Northrop Grumman’s distributed mission operations network expands across US Air Force training sites
Northrop Grumman Corporation has announced it has recently established the 100th US Air Force training site on the company’s Distributed Mission Operations Network (DMON), enabling Combat Air Force (CAF) crews around the world to securely connect with other sites in virtual training and exercises. More than a dozen additional Air Force sites are expected to become operational on the network later this year.
Northrop Grumman’s DMON connects dissimilar aircraft simulator platforms, allowing CAF crews to seamlessly interoperate and train together in a high-fidelity, realistic virtual environment. A handful of sites facilitate simulator manufacturer support, but the wide majority are located at Air Combat Command (ACC) bases and deliver next-generation training for aircraft including the F-35, F-22, F-16 and F-15 fighters, and B-1B and B-52 bombers.
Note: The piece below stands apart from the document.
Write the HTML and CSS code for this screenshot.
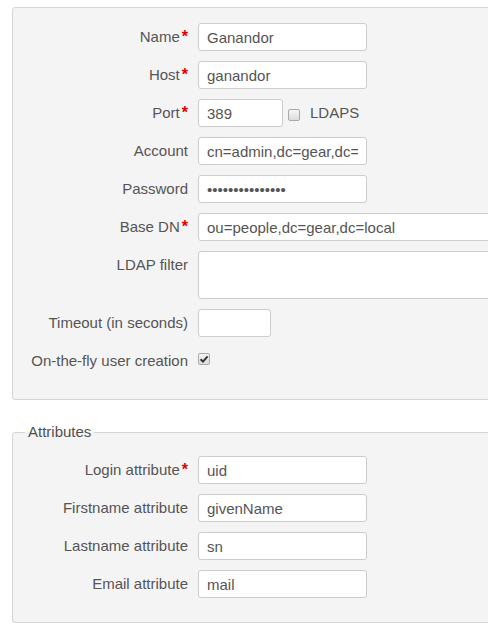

“We are pioneering integration of 5th and next-generation platforms into joint and common synthetic training environments, paving the way for creation of a digital twin of the battlespace and rehearsal for future Joint All-Domain Command and Control (JADC2) operations,” said Christine Harbison, vice president and general manager, combat systems and mission readiness, Northrop Grumman. “We continue to develop and provide open-architecture models and common standards, processes and tools for distributed mission operations (DMO) and the highest-fidelity live, virtual and constructive (LVC) training for aircrews and warfighters.”
The DMON enables affordable mission readiness, making more hours of training at reduced costs possible without expending live flight hours and taking aircraft out of service.
More than two decades of unparalleled LVC and Immersive Environment experience, including delivery of Air Force CAF and Mobility Air Force (MAF) training, give Northrop Grumman unique insight into development of future common synthetic training environments and systems.